How Uncap Approaches Shopify Systems Integration
Uncap has been a Shopify Platinum Partner since 2013, with over 380 B2B commerce projects delivered across manufacturers, distributors, and wholesalers. The pattern shows up constantly across those projects: a store connects Shopify to HubSpot, or to an ERP, or to both, and the connection itself works fine. The gap is almost always upstream, in how B2B-specific order types, company accounts, and pricing get represented in systems that were designed around a simpler, single-price consumer model.

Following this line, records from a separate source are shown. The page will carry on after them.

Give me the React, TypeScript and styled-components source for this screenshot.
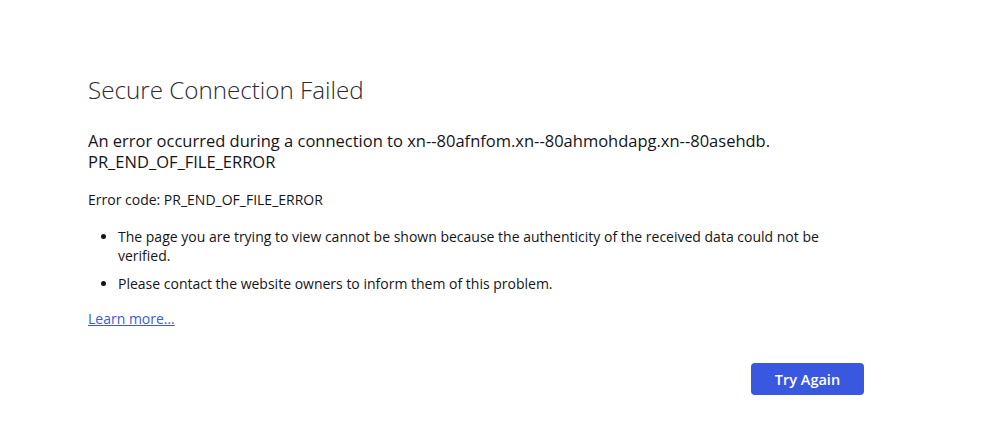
import React from 'react';
import styled, { createGlobalStyle } from 'styled-components';

const GlobalStyle = createGlobalStyle`
  html, body {
    margin: 0;
    padding: 0;
    background: #ffffff;
  }
  body {
    font-family: "Open Sans", "Noto Sans", sans-serif;
    color: #15141a;
  }
`;

const Page = styled.div`
  width: 989px;
  height: 445px;
  box-sizing: border-box;
  padding: 72px 0 0 88px;
`;

const Container = styled.div`
  width: 776px;
  display: flex;
  flex-direction: column;
`;

const Title = styled.h1`
  margin: 0 0 22px;
  font-size: 24.2px;
  font-weight: 300;
  line-height: 36px;
  color: #2b2a33;
`;

const ShortDesc = styled.p`
  margin: 0 0 18px;
  font-size: 16.5px;
  line-height: 21px;
  font-weight: 400;
`;

const ErrorCode = styled.p`
  margin: 0 0 18px;
  font-size: 14px;
  line-height: 19px;
`;

const List = styled.ul`
  margin: 0 0 16px;
  padding-left: 30px;
`;

const Item = styled.li`
  font-size: 14px;
  line-height: 19px;
  margin-bottom: 9px;

  &:last-child {
    margin-bottom: 0;
  }
`;

const LearnMore = styled.a`
  font-size: 14px;
  line-height: 19px;
  color: #3c5ae0;
  text-decoration: underline;
  align-self: flex-start;
`;

const ButtonRow = styled.div`
  display: flex;
  justify-content: flex-end;
  margin-top: 35px;
`;

const PrimaryButton = styled.button`
  width: 113px;
  height: 32px;
  border: none;
  border-radius: 4px;
  background: #3a57e0;
  color: #ffffff;
  font-family: "Open Sans", "Noto Sans", sans-serif;
  font-size: 14.5px;
  font-weight: 600;
  cursor: pointer;
`;

export default function App() {
  return (
    <>
      <GlobalStyle />
      <Page>
        <Container>
          <Title>Secure Connection Failed</Title>
          <ShortDesc>
            An error occurred during a connection to xn--80afnfom.xn--80ahmohdapg.xn--80asehdb.
            <br />
            PR_END_OF_FILE_ERROR
          </ShortDesc>
          <ErrorCode>Error code: PR_END_OF_FILE_ERROR</ErrorCode>
          <List>
            <Item>
              The page you are trying to view cannot be shown because the authenticity of the
              received data could not be verified.
            </Item>
            <Item>Please contact the website owners to inform them of this problem.</Item>
          </List>
          <LearnMore href="#">Learn more…</LearnMore>
          <ButtonRow>
            <PrimaryButton>Try Again</PrimaryButton>
          </ButtonRow>
        </Container>
      </Page>
    </>
  );
}
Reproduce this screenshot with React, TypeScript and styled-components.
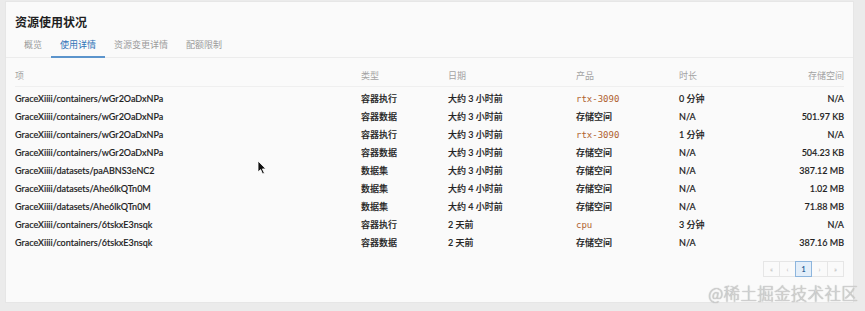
import React from "react";
import styled, { createGlobalStyle } from "styled-components";

const Global = createGlobalStyle`
  html, body { margin: 0; padding: 0; background: #ebebeb; }
  body { font-family: Lato, "Noto Sans CJK SC", sans-serif; width: 865px; height: 311px; overflow: hidden; }
`;

const Page = styled.div`
  position: relative;
  width: 865px;
  height: 311px;
  padding: 2px 12px 0 6px;
  box-sizing: border-box;
`;

const Card = styled.div`
  background: #fafafa;
  height: 300px;
  box-sizing: border-box;
  padding: 12px 9px 0 9px;
  display: flex;
  flex-direction: column;
  box-shadow: 0 0 0 1px #e6e6e6;
`;

const Title = styled.h1`
  margin: 0;
  font-size: 12px;
  line-height: 16px;
  font-weight: 700;
  color: #1f1f1f;
  font-family: "Noto Sans CJK SC", sans-serif;
`;

const Tabs = styled.div`
  display: flex;
  margin: 8px -9px 0 -9px;
  padding: 0 9px;
  border-bottom: 1px solid #ececec;
`;

const Tab = styled.div<{ $active?: boolean }>`
  font-size: 9px;
  line-height: 13px;
  padding: 0 9px 5px;
  color: ${(p) => (p.$active ? "#2f73b8" : "#9a9a9a")};
  border-bottom: 2px solid ${(p) => (p.$active ? "#5b94cc" : "transparent")};
  margin-bottom: -1px;
  font-family: "Noto Sans CJK SC", sans-serif;
`;

const Grid = styled.div`
  display: grid;
  grid-template-columns: 346px 87px 128px 103px 80px 85px;
  margin-top: 12px;
`;

const HeadCell = styled.div<{ $right?: boolean }>`
  font-size: 9px;
  line-height: 12px;
  color: #a3a3a3;
  padding-bottom: 4px;
  border-bottom: 1px solid #efefef;
  text-align: ${(p) => (p.$right ? "right" : "left")};
  font-family: "Noto Sans CJK SC", sans-serif;
`;

const Cell = styled.div<{ $right?: boolean; $mono?: boolean }>`
  font-size: 9px;
  height: 18px;
  line-height: 18px;
  color: ${(p) => (p.$mono ? "#b0622f" : "#222")};
  font-weight: ${(p) => (p.$mono ? 400 : 500)};
  font-family: ${(p) =>
    p.$mono ? '"DejaVu Sans Mono", monospace' : 'Lato, "Noto Sans CJK SC", sans-serif'};
  text-align: ${(p) => (p.$right ? "right" : "left")};
  white-space: nowrap;
  -webkit-text-stroke: ${(p) => (p.$mono ? "0" : "0.15px #222")};
`;

const FirstRowGap = styled.div`
  grid-column: 1 / -1;
  height: 3px;
`;

const Pager = styled.div`
  display: flex;
  justify-content: flex-end;
  margin-top: 9px;
`;

const PageBtn = styled.div<{ $active?: boolean }>`
  width: 17px;
  height: 16px;
  box-sizing: border-box;
  display: flex;
  align-items: center;
  justify-content: center;
  font-size: 7px;
  font-family: Lato, sans-serif;
  font-weight: ${(p) => (p.$active ? 700 : 400)};
  color: ${(p) => (p.$active ? "#2b5f94" : "#b5b5b5")};
  background: ${(p) => (p.$active ? "#e3eef9" : "#fafafa")};
  border: 1px solid ${(p) => (p.$active ? "#8db5dd" : "#e6e6e6")};
  margin-left: -1px;
  position: relative;
  z-index: ${(p) => (p.$active ? 1 : 0)};
`;

const Watermark = styled.div`
  position: absolute;
  right: 7px;
  bottom: 9px;
  font-size: 16.5px;
  line-height: 18px;
  color: #d4d4d4;
  font-family: "Noto Sans CJK SC", sans-serif;
  font-weight: 300;
  text-shadow: 0 0 1px #8a8a8a;
  letter-spacing: 0.3px;
`;

const Cursor = styled.svg`
  position: absolute;
  left: 257px;
  top: 160px;
`;

type Row = {
  item: string;
  type: string;
  date: string;
  product: string;
  mono?: boolean;
  dur: string;
  size: string;
};

const rows: Row[] = [
  { item: "GraceXiiii/containers/wGr2OaDxNPa", type: "容器执行", date: "大约 3 小时前", product: "rtx-3090", mono: true, dur: "0 分钟", size: "N/A" },
  { item: "GraceXiiii/containers/wGr2OaDxNPa", type: "容器数据", date: "大约 3 小时前", product: "存储空间", dur: "N/A", size: "501.97 KB" },
  { item: "GraceXiiii/containers/wGr2OaDxNPa", type: "容器执行", date: "大约 3 小时前", product: "rtx-3090", mono: true, dur: "1 分钟", size: "N/A" },
  { item: "GraceXiiii/containers/wGr2OaDxNPa", type: "容器数据", date: "大约 3 小时前", product: "存储空间", dur: "N/A", size: "504.23 KB" },
  { item: "GraceXiiii/datasets/paABNS3eNC2", type: "数据集", date: "大约 3 小时前", product: "存储空间", dur: "N/A", size: "387.12 MB" },
  { item: "GraceXiiii/datasets/Ahe6lkQTn0M", type: "数据集", date: "大约 4 小时前", product: "存储空间", dur: "N/A", size: "1.02 MB" },
  { item: "GraceXiiii/datasets/Ahe6lkQTn0M", type: "数据集", date: "大约 4 小时前", product: "存储空间", dur: "N/A", size: "71.88 MB" },
  { item: "GraceXiiii/containers/6tskxE3nsqk", type: "容器执行", date: "2 天前", product: "cpu", mono: true, dur: "3 分钟", size: "N/A" },
  { item: "GraceXiiii/containers/6tskxE3nsqk", type: "容器数据", date: "2 天前", product: "存储空间", dur: "N/A", size: "387.16 MB" },
];

export default function App() {
  return (
    <>
      <Global />
      <Page>
        <Card>
          <Title>资源使用状况</Title>
          <Tabs>
            <Tab>概览</Tab>
            <Tab $active>使用详情</Tab>
            <Tab>资源变更详情</Tab>
            <Tab>配额限制</Tab>
          </Tabs>
          <Grid>
            <HeadCell>项</HeadCell>
            <HeadCell>类型</HeadCell>
            <HeadCell>日期</HeadCell>
            <HeadCell>产品</HeadCell>
            <HeadCell>时长</HeadCell>
            <HeadCell $right>存储空间</HeadCell>
            <FirstRowGap />
            {rows.map((r, i) => (
              <React.Fragment key={i}>
                <Cell>{r.item}</Cell>
                <Cell>{r.type}</Cell>
                <Cell>{r.date}</Cell>
                <Cell $mono={r.mono}>{r.product}</Cell>
                <Cell>{r.dur}</Cell>
                <Cell $right>{r.size}</Cell>
              </React.Fragment>
            ))}
          </Grid>
          <Pager>
            <PageBtn>«</PageBtn>
            <PageBtn>‹</PageBtn>
            <PageBtn $active>1</PageBtn>
            <PageBtn>›</PageBtn>
            <PageBtn>»</PageBtn>
          </Pager>
        </Card>
        <Watermark>@稀土掘金技术社区</Watermark>
        <Cursor width="10" height="15" viewBox="0 0 10 15">
          <path d="M1 1 L1 12 L3.6 9.6 L5.6 14 L7.4 13.2 L5.4 8.9 L8.8 8.9 Z" fill="#111" stroke="#fff" strokeWidth="0.8" />
        </Cursor>
      </Page>
    </>
  );
}
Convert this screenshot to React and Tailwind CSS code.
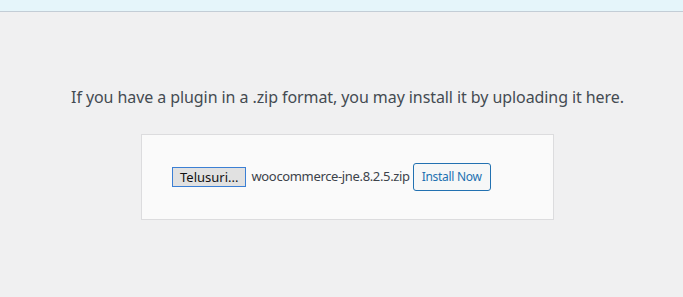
import React from "react";

export default function App() {
  return (
    <div className="min-h-[297px] bg-[#f0f0f1] font-['Noto_Sans',sans-serif] text-[#3c434a]">
      {/* Notice strip */}
      <div className="h-[12px] bg-[#e5f5fa] border-b border-[#c3cdd6]" />

      <div className="flex flex-col items-center pl-[12px] pt-[73px]">
        <p className="text-[16px] leading-[24px] tracking-[-0.08px] text-[#444b52]">
          If you have a plugin in a .zip format, you may install it by uploading it here.
        </p>

        <form className="mt-[25px] w-[413px] h-[86px] bg-[#fafafa] border border-[#dcdcde] flex items-center pl-[30px]">
          <label className="h-[20px] px-[7px] flex items-center bg-[#e1e1e1] border border-[#3b7fd4] text-[13px] text-[#111] leading-none">
            Telusuri...
          </label>
          <span className="ml-[5px] text-[13px] text-[#3c434a] tracking-[-0.35px]">woocommerce-jne.8.2.5.zip</span>
          <button
            type="button"
            className="ml-[3px] h-[28px] px-[8px] rounded-[3px] border border-[#2271b1] bg-[#f6f7f7] text-[#2271b1] text-[12px] tracking-[-0.3px] leading-none"
          >
            Install Now
          </button>
        </form>
      </div>
    </div>
  );
}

Rather than treating HubSpot, an ERP, and Shopify as three separate integration projects, Uncap Connect approaches system connections as one architecture: draft orders, company accounts, and negotiated pricing flow correctly into whichever systems your sales, marketing, and finance teams actually use, CRM included. If you want to think through the right approach before committing to a specific integration path, the Blueprint process is where that conversation starts.
See How This Works for Your Operation
A working Shopify HubSpot sync is a good start. Getting company accounts, draft orders, and real transaction pricing to show up accurately in HubSpot is where most standard setups fall short for B2B operations.
Book a demo to see how Uncap approaches Shopify systems integration for manufacturers, distributors, and wholesalers.
Frequently asked questions
Does HubSpot have a Shopify integration?
Yes. HubSpot publishes a native Shopify integration available through the HubSpot Marketplace and the Shopify App Store that syncs customer, order, and product data without custom development for a standard setup.
Is the Shopify HubSpot integration free?
The native data sync itself is included with a Shopify store and a HubSpot account, though the HubSpot features you use to act on that data, marketing automation, advanced reporting, custom objects, often require a paid HubSpot tier. Middleware or custom-built integrations carry separate setup and, in some cases, ongoing platform costs.
Do I need a developer to set up the Shopify HubSpot integration?
Not for a standard setup. The native integration is designed for a non-technical setup through the app installation flow. A developer becomes necessary once the integration needs custom property mapping, non-standard sync logic, or support for B2B order types the native app doesn't handle.
What data syncs between Shopify and HubSpot?
Customers, orders, products, and abandoned checkouts sync as core data types. Fulfillment status, inventory levels, and Shopify B2B-specific objects like company accounts and draft orders generally require additional configuration or a middleware tool to sync reliably.
Can I sync Shopify B2B and wholesale orders to HubSpot?
Yes, but not automatically through the native integration in most cases. Draft orders, company accounts, and customer-specific pricing need explicit mapping to sync correctly, since the native integration's default logic is built around a standard single-price consumer checkout.
What CRM works best with Shopify?
There's no single answer, it depends on your sales motion. HubSpot is a strong fit for ecommerce brands that need marketing automation and a straightforward CRM alongside Shopify. Operations with more complex B2B sales processes sometimes pair Shopify with a CRM built for longer sales cycles, though HubSpot's flexibility and native Shopify sync make it a common starting point either way.
Will the integration slow down my Shopify store?
No. The sync runs through Shopify's API in the background and doesn't affect storefront load times or checkout performance for your customers.
Can HubSpot replace my Shopify checkout or ecommerce features?
No. HubSpot is a CRM and marketing platform, not a commerce platform. It receives and acts on data from Shopify, it doesn't process orders, manage inventory, or replace anything Shopify handles on the commerce side.